The combustion deposition development work was performed using a conventional linear burner with 465 holes even distributed in 3 rows over an area of 0.5 cm by 31 cm (155 holes per row). By way of example and without limitation, FIG. 1a shows a typical linear burner, and FIG. 1b is an enlarged view of the holes in the typical linear burner of FIG. 1a. As is conventional, the linear burner was fueled by a premixed combustion gas comprising propane and air. It is, of course, possible to use other combustion gases such as, for example, natural gas, butane, etc. The standard operating window for the linear burner involves air flow rates of between about 150 and 300 standard liters per minute (SLM), using air-to-propane ratios of about 15 to 25. Successful coatings require controlling the burner-to-lite distance to between about 5-50 mm when a linear burner is used.
Typical process conditions for successful films used a burner air flow of about 225 SLM, an air-to-propane ratio of about 19, four passes of the substrate across the burner, a burner-to-lite distance of 35 mm, and a glass substrate velocity of about 50 mm/sec.
FIG. 2 is a simplified view of an apparatus 200 including a linear burner used to carry out combustion deposition. A combustion gas 202 (e.g., a propane air combustion gas) is fed into the apparatus 200, as is a suitable precursor 204 (e.g., via insertion mechanism 206, examples of which are discussed in greater detail below). Precursor nebulization (208) and at least partial precursor evaporation (210) occur within the apparatus 200. The precursor could also have been delivered as a vapor reducing or even eliminating the need for nebulization The flame 18 may be thought of as including multiple areas. Such areas correspond to chemical reaction area 212 (e.g., where reduction, oxidation, and/or the like may occur), nucleation area 214, coagulation area 216, and agglomeration area 218. Of course, it will be appreciated that such example areas are not discrete and that one or more of the above processes may begin, continue, and/or end throughout one or more of the other areas.
Particulate matter begins forming within the flame 18 and moves downward towards the surface 26 of the substrate 22 to be coated, resulting in film growth 220. As will be appreciated from FIG. 2, the combusted material comprises non-vaporized material (e.g., particulate matter), which is also at least partially in particulate form when coming into contact with the substrate 22. To deposit the coating, the substrate 22 may be moved (e.g., in the direction of the velocity vector).

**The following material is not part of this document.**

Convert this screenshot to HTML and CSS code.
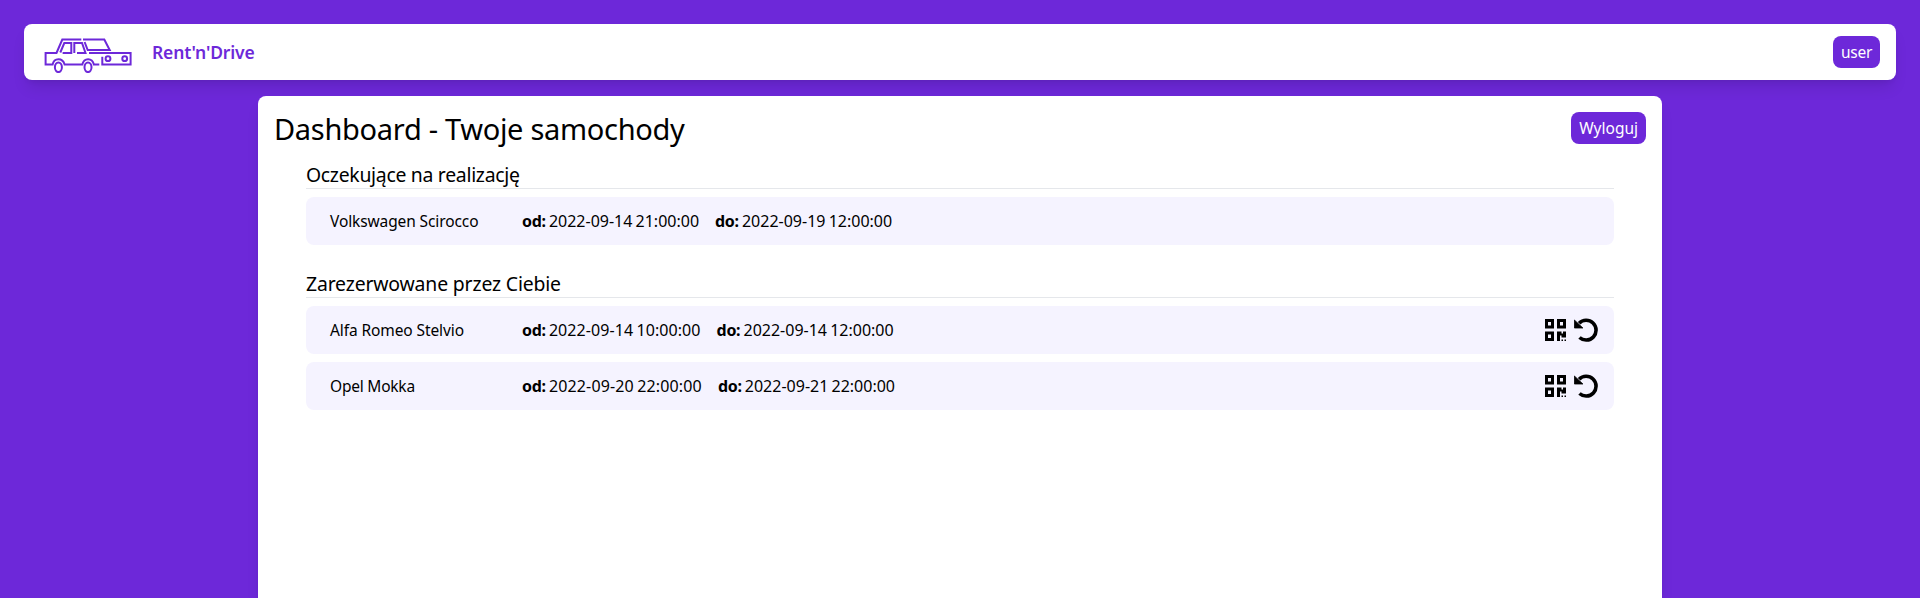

Of course, it will be appreciated that the present invention is not limited to any particular velocity vector, and that other example embodiments may involve the use of multiple apparatuses 200 for coating different portions of the substrate 22, may involve moving a single apparatus 200 while keeping the substrate in a fixed position, etc. The flame 18 is about 5-50 mm from the surface 26 of the substrate 22 to be coated.

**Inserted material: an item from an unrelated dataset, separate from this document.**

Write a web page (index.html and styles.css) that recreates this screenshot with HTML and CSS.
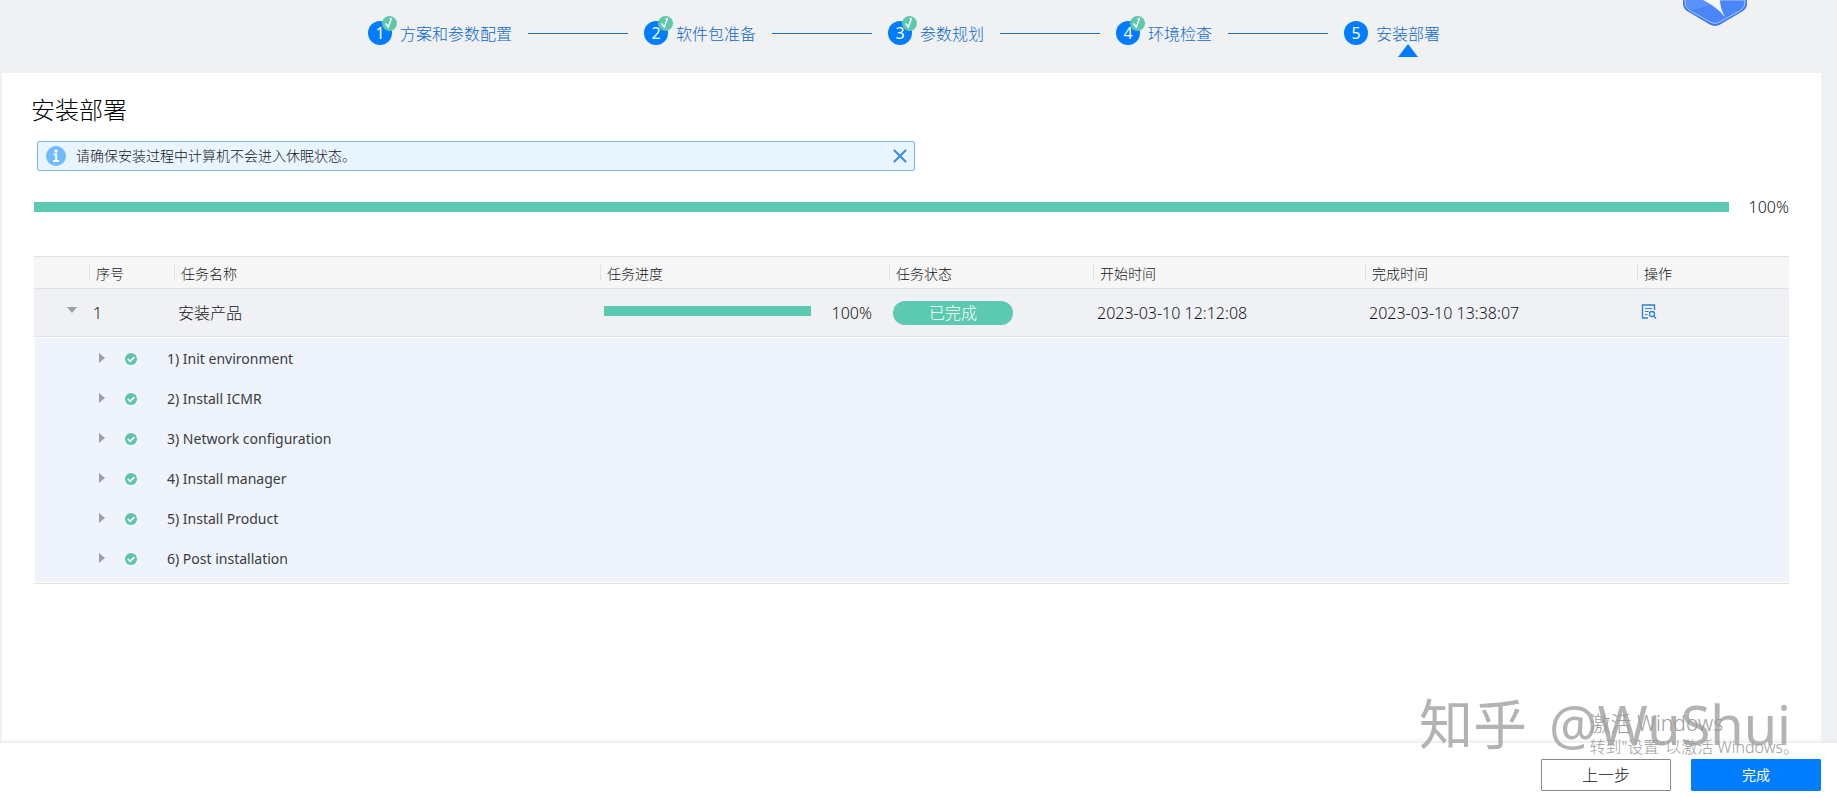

As substrate sizes become larger and larger, it will be appreciated that it would be desirable to provide a combustion deposition apparatus that can accommodate large-area depositions. Furthermore, it will be appreciated that the development of a scalable combustion deposition apparatus also would be desirable.
In certain example embodiments of this invention, there is provided a flame guard and exhaust system for use in a combustion deposition depositing system for forming a coating on a substrate via at least one flame of at least one burner. An external baffle is provided. An internal baffle is spaced apart from the external baffle, with the internal baffle to be closer than the external baffle to the burner. An exhaust duct is located over the external and internal baffle, with these baffles comprising a portion of the duct. First and second walls are to be respectively provided at opposing ends of the burner and joining the external baffle to the internal baffle so as to complete the exhaust duct. The external baffle is sized and positioned to (1) reduce an amount of air flow into a deposition area proximate to the at least one flame during operation of the combustion deposition depositing system and (2) serve as an external wall of the exhaust duct. The internal baffle is sized and positioned to (1) at least partially confine the deposition area to the area immediately under the burner face during operation of the combustion deposition depositing system and (2) provide an internal wall of the exhaust duct.
In certain example embodiments of this invention, a combustion deposition apparatus for use in combustion deposition depositing a coating on a substrate is provided. A burner is configured to create a flame in an area between the burner and the substrate, with the burner being sized such that it extends at least along the entire length of the substrate. A plurality of flame guard and exhaust systems are provided, with each said flame guard and exhaust system comprising: an external baffle; an internal baffle spaced apart from the external baffle, with the internal baffle being closer than the external baffle to the burner; an exhaust duct located over the external and internal baffle; and first and second walls to be respectively provided at opposing ends of the burner and joining the external baffle to the internal baffle so as to complete the exhaust duct. The external baffle is sized and positioned to (1) reduce an amount of air flow into a deposition area proximate to the at least one flame during operation of the combustion deposition depositing system and (2) serve as an external wall of the exhaust duct, and the internal baffle is sized and positioned to (1) at least partially confine the deposition area to the area immediately under the burner face during operation of the combustion deposition depositing system and (2) provide an internal wall of the exhaust duct. In operation, the flame causes precursor material to be combusted and heats the substrate to allow at least a portion of the combusted precursor material to form the coating, directly or indirectly, on the substrate. The flame guard and exhaust systems are provided on opposing sides of the first burner.
In certain example embodiments of this invention, methods of making these and/or other similar flame guard and exhaust systems also are provided.
In certain example embodiments of this invention, methods of making coated articles also are provided. These and/or other similar combustion deposition modules or systems also are provided. The substrate to be coated is provided to the module. The flame is used to (1) combust precursor material and (2) heat the substrate to allow at least a portion of the combusted precursor material to form the coating, directly or indirectly, on the substrate.
The features, aspects, advantages, and example embodiments described herein may be combined to realize yet further embodiments.